Make Time
A productivity framework by Jake Knapp and John Zeratsky that uses four daily steps - Highlight, Laser, Energize, and Reflect - to help you focus on what matters most.
Also known as: Make Time Method, Make Time Framework, Make Time System
Category: Methods
Tags: productivity, time-management, focus, methods, prioritization, distraction-management, energy-management
Explanation
Make Time is a productivity framework developed by Jake Knapp (creator of Design Sprint) and John Zeratsky, both former Google and YouTube designers. Rather than proposing a complete lifestyle overhaul, it offers a flexible system of tactics you can customize to fit your life. The framework acknowledges that modern life pulls us in two directions: the 'Busy Bandwagon' (endless tasks and meetings) and the 'Infinity Pools' (infinitely scrolling apps and content). Make Time provides a counter-strategy.
The framework consists of four daily steps:
**1. Highlight**: Each day, choose ONE priority - your Highlight. This is the single activity that, if accomplished, will make you feel satisfied with your day. It could take 60-90 minutes and might be urgent, satisfying, or joyful. By picking just one focus, you escape the trap of endless to-do lists and give yourself a clear success criterion.
**2. Laser**: Protect your Highlight by beating distractions. This step involves creating barriers against Infinity Pools like social media, email, and news. Tactics include removing apps from your phone, using website blockers, logging out of accounts, and designing your environment to reduce temptation. The goal is sustained, focused attention on your Highlight.

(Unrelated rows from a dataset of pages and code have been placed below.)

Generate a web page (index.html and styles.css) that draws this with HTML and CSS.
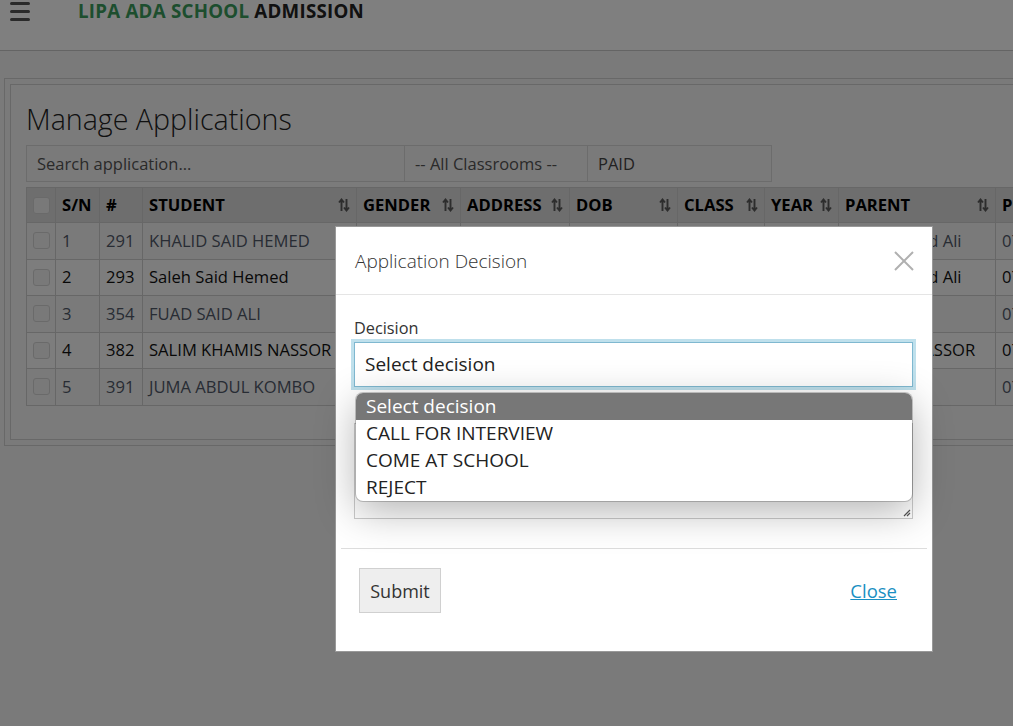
FILE: index.html
```html
<!DOCTYPE html>
<html>
<head>
<meta charset="utf-8">
<link rel="stylesheet" href="styles.css">
</head>
<body>
<header class="topbar">
  <div class="burger"><span></span><span></span><span></span></div>
  <div class="brand"><span class="green">LIPA ADA SCHOOL</span> ADMISSION</div>
</header>
<main class="main">
  <section class="panel">
    <div class="panel-inner">
      <h1 class="title">Manage Applications</h1>
      <div class="filters">
        <div class="f f-search">Search application...</div>
        <div class="f f-class">-- All Classrooms --</div>
        <div class="f f-paid">PAID</div>
      </div>
      <table class="grid">
        <colgroup>
          <col style="width:29px"><col style="width:44px"><col style="width:43px"><col style="width:214px"><col style="width:104px"><col style="width:109px"><col style="width:108px"><col style="width:87px"><col style="width:74px"><col style="width:157px"><col style="width:120px">
        </colgroup>
        <thead>
          <tr>
            <th><span class="cb"></span></th>
            <th>S/N</th>
            <th>#</th>
            <th><div class="th">STUDENT<svg class="sort" viewBox="0 0 12 14"><path d="M3.5 13V1.5M1 4.5L3.5 1.5L6 4.5M8.5 1V12.5M6 9.5L8.5 12.5L11 9.5"/></svg></div></th>
            <th><div class="th">GENDER<svg class="sort" viewBox="0 0 12 14"><path d="M3.5 13V1.5M1 4.5L3.5 1.5L6 4.5M8.5 1V12.5M6 9.5L8.5 12.5L11 9.5"/></svg></div></th>
            <th><div class="th">ADDRESS<svg class="sort" viewBox="0 0 12 14"><path d="M3.5 13V1.5M1 4.5L3.5 1.5L6 4.5M8.5 1V12.5M6 9.5L8.5 12.5L11 9.5"/></svg></div></th>
            <th><div class="th">DOB<svg class="sort" viewBox="0 0 12 14"><path d="M3.5 13V1.5M1 4.5L3.5 1.5L6 4.5M8.5 1V12.5M6 9.5L8.5 12.5L11 9.5"/></svg></div></th>
            <th><div class="th">CLASS<svg class="sort" viewBox="0 0 12 14"><path d="M3.5 13V1.5M1 4.5L3.5 1.5L6 4.5M8.5 1V12.5M6 9.5L8.5 12.5L11 9.5"/></svg></div></th>
            <th><div class="th">YEAR<svg class="sort" viewBox="0 0 12 14"><path d="M3.5 13V1.5M1 4.5L3.5 1.5L6 4.5M8.5 1V12.5M6 9.5L8.5 12.5L11 9.5"/></svg></div></th>
            <th><div class="th">PARENT<svg class="sort" viewBox="0 0 12 14"><path d="M3.5 13V1.5M1 4.5L3.5 1.5L6 4.5M8.5 1V12.5M6 9.5L8.5 12.5L11 9.5"/></svg></div></th>
            <th>PHONE</th>
          </tr>
        </thead>
        <tbody>
          <tr class="odd"><td><span class="cb"></span></td><td>1</td><td>291</td><td>KHALID SAID HEMED</td><td>Male</td><td>Mwanakwerekwe</td><td>2012-03-14</td><td>STD 5</td><td>2024</td><td>Hemed Said Ali</td><td>0777123456</td></tr>
          <tr class="even"><td><span class="cb"></span></td><td>2</td><td>293</td><td>Saleh Said Hemed</td><td>Male</td><td>Mwanakwerekwe</td><td>2013-06-02</td><td>STD 4</td><td>2024</td><td>Hemed Said Ali</td><td>0777123456</td></tr>
          <tr class="odd"><td><span class="cb"></span></td><td>3</td><td>354</td><td>FUAD SAID ALI</td><td>Male</td><td>Mombasa</td><td>2014-01-21</td><td>STD 3</td><td>2024</td><td>SAID ALI</td><td>0772987654</td></tr>
          <tr class="even"><td><span class="cb"></span></td><td>4</td><td>382</td><td>SALIM KHAMIS NASSOR</td><td>Male</td><td>Kiembe Samaki</td><td>2012-09-10</td><td>STD 5</td><td>2024</td><td>KHAMIS NASSOR</td><td>0776543210</td></tr>
          <tr class="odd"><td><span class="cb"></span></td><td>5</td><td>391</td><td>JUMA ABDUL KOMBO</td><td>Male</td><td>Fuoni</td><td>2015-11-30</td><td>STD 2</td><td>2024</td><td>ABDUL</td><td>0713456789</td></tr>
        </tbody>
      </table>
    </div>
  </section>
</main>

<div class="backdrop"></div>

<div class="modal">
  <div class="modal-head">
    <h2 class="modal-title">Application Decision</h2>
    <svg class="x" viewBox="0 0 20 20"><path d="M1 1L19 19M19 1L1 19"/></svg>
  </div>
  <div class="modal-body">
    <label class="lbl">Decision</label>
    <div class="select">Select decision</div>
    <div class="textarea"><svg class="grip" viewBox="0 0 8 8"><path d="M7 1L1 7M7 4L4 7"/></svg></div>
  </div>
  <div class="modal-foot">
    <button class="btn">Submit</button>
    <a class="close-link" href="#">Close</a>
  </div>
  <ul class="dropdown">
    <li class="sel">Select decision</li>
    <li>CALL FOR INTERVIEW</li>
    <li>COME AT SCHOOL</li>
    <li>REJECT</li>
  </ul>
</div>
</body>
</html>
```

FILE: styles.css
```css
* { box-sizing: border-box; }
html, body { margin: 0; padding: 0; }
body {
  width: 1013px;
  height: 726px;
  overflow: hidden;
  background: #f5f5f5;
  font-family: "Open Sans", "Liberation Sans", sans-serif;
  color: #333;
  position: relative;
}
.topbar {
  height: 51px;
  background: #fff;
  border-bottom: 1px solid #c8c8c8;
  display: flex;
  align-items: flex-start;
  padding: 0 0 0 10px;
}
.burger {
  width: 20px;
  display: flex;
  flex-direction: column;
  gap: 5px;
  margin-top: 2px;
}
.burger span {
  display: block;
  height: 3px;
  border-radius: 2px;
  background: #555;
}
.brand {
  margin-left: 48px;
  font-weight: 700;
  font-size: 18.7px;
  line-height: 22px;
  letter-spacing: 0.25px;
  color: #222;
}
.brand .green { color: #3a9d5d; }

.main { padding: 27px 0 0 4px; }
.panel {
  width: 1100px;
  border: 1px solid #d0d0d0;
  padding: 5px;
  background: #f5f5f5;
}
.panel-inner {
  border: 1px solid #d0d0d0;
  padding: 10px 0 33px 15px;
  background: #f7f7f7;
}
.title {
  margin: 0;
  font-weight: 300;
  font-size: 28.6px;
  line-height: 48px;
  color: #222;
}
.filters {
  display: flex;
  width: 746px;
  height: 37px;
  border: 1px solid #d8d8d8;
  background: #f4f4f4;
  margin-top: 2px;
}
.f {
  font-size: 16.5px;
  line-height: 35px;
  color: #555;
  padding-left: 10px;
}
.f-search { width: 378px; border-right: 1px solid #d8d8d8; }
.f-class { width: 183px; border-right: 1px solid #d8d8d8; }
.f-paid { flex: 1; color: #444; }

.grid {
  margin-top: 5px;
  border-collapse: collapse;
  table-layout: fixed;
  width: 1069px;
  font-size: 16.6px;
  line-height: 22px;
}
.grid th, .grid td {
  border: 1px solid #cfcfcf;
  padding: 0 6px;
  text-align: left;
  white-space: nowrap;
  overflow: hidden;
}
.grid th {
  height: 35px;
  background: #dcdcdc;
  font-weight: 700;
  color: #000;
}
.grid td { height: 36.5px; }
.grid tr.odd td { background: #f4f4f4; color: #505868; }
.grid tr.even td { background: #fbfbfb; color: #111; }
.th {
  display: flex;
  align-items: center;
  justify-content: space-between;
}
.sort {
  width: 12px;
  height: 14px;
  fill: none;
  stroke: #5a5a5a;
  stroke-width: 1.9;
  flex: none;
}
.cb {
  display: block;
  width: 17px;
  height: 17px;
  border: 1px solid #d5d5d5;
  border-radius: 3px;
  background: #f2f2f2;
}

.backdrop {
  position: absolute;
  inset: 0;
  background: rgba(0, 0, 0, 0.5);
}

.modal {
  position: absolute;
  left: 335px;
  top: 226px;
  width: 598px;
  height: 426px;
  background: #fff;
  border: 1px solid #999;
  display: flex;
  flex-direction: column;
}
.modal-head {
  height: 68px;
  border-bottom: 1px solid #e5e5e5;
  display: flex;
  align-items: center;
  justify-content: space-between;
  padding: 0 18px 0 19px;
}
.modal-title {
  margin: 0;
  font-weight: 300;
  font-size: 19px;
  color: #333;
}
.x {
  width: 20px;
  height: 20px;
  stroke: #b0b0b0;
  stroke-width: 2;
  fill: none;
}
.modal-body {
  padding: 22px 19px 0 18px;
  height: 253px;
}
.lbl {
  display: block;
  font-size: 16.3px;
  line-height: 22px;
  color: #333;
}
.select {
  margin-top: 3px;
  height: 45px;
  border: 1px solid #7fb8d0;
  box-shadow: 0 0 0 3px #bfe0ec;
  font-size: 19px;
  line-height: 43px;
  padding-left: 10px;
  color: #222;
  background: #fff;
}
.textarea {
  position: relative;
  height: 96px;
  border: 1px solid #ccc;
  margin-top: 36px;
}
.grip {
  position: absolute;
  right: 1px;
  bottom: 1px;
  width: 8px;
  height: 8px;
  stroke: #555;
  stroke-width: 1.2;
  fill: none;
}
.modal-foot {
  margin: 0 5px;
  border-top: 1px solid #ddd;
  display: flex;
  align-items: center;
  justify-content: space-between;
  padding: 19px 30px 0 18px;
}
.btn {
  width: 82px;
  height: 45px;
  font-family: "Open Sans", "Liberation Sans", sans-serif;
  font-size: 18px;
  color: #333;
  background: #eee;
  border: 1px solid #d0d0d0;
  padding: 0;
}
.close-link {
  font-size: 18.5px;
  color: #1a8fc2;
  text-decoration: underline;
}
.dropdown {
  position: absolute;
  left: 20px;
  top: 166px;
  width: 556px;
  margin: 0;
  padding: 0;
  list-style: none;
  background: #fff;
  border-radius: 7px;
  overflow: hidden;
  box-shadow: 0 0 0 1px rgba(0,0,0,0.2), 0 10px 40px rgba(0,0,0,0.3);
}
.dropdown li {
  height: 27px;
  line-height: 27px;
  font-size: 19px;
  padding-left: 10px;
  color: #222;
}
.dropdown li.sel {
  background: #777;
  color: #fff;
}
```
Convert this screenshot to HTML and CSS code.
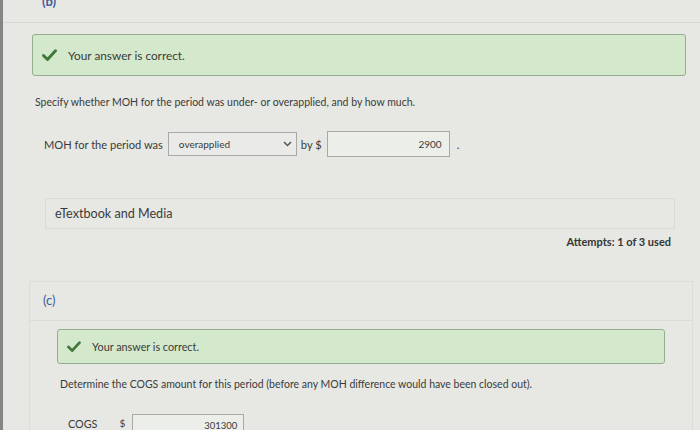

**3. Energize**: Recharge your mental and physical batteries through ancient practices your brain and body crave. This includes exercise (even brief movement counts), real food (avoiding processed options), strategic caffeine use, quality sleep, and face-to-face social interaction. Energy is the fuel that makes focus possible.
**4. Reflect**: At the end of each day, spend a few minutes noting what worked and what did not. Did you complete your Highlight? What distracted you? How was your energy? This simple practice creates a feedback loop that helps you fine-tune your tactics over time.
Make Time is deliberately imperfect and experimental. The authors encourage treating each tactic as a hypothesis to test rather than a rule to follow. The book provides 87 specific tactics organized across the four steps, allowing readers to pick and choose what works for their situation.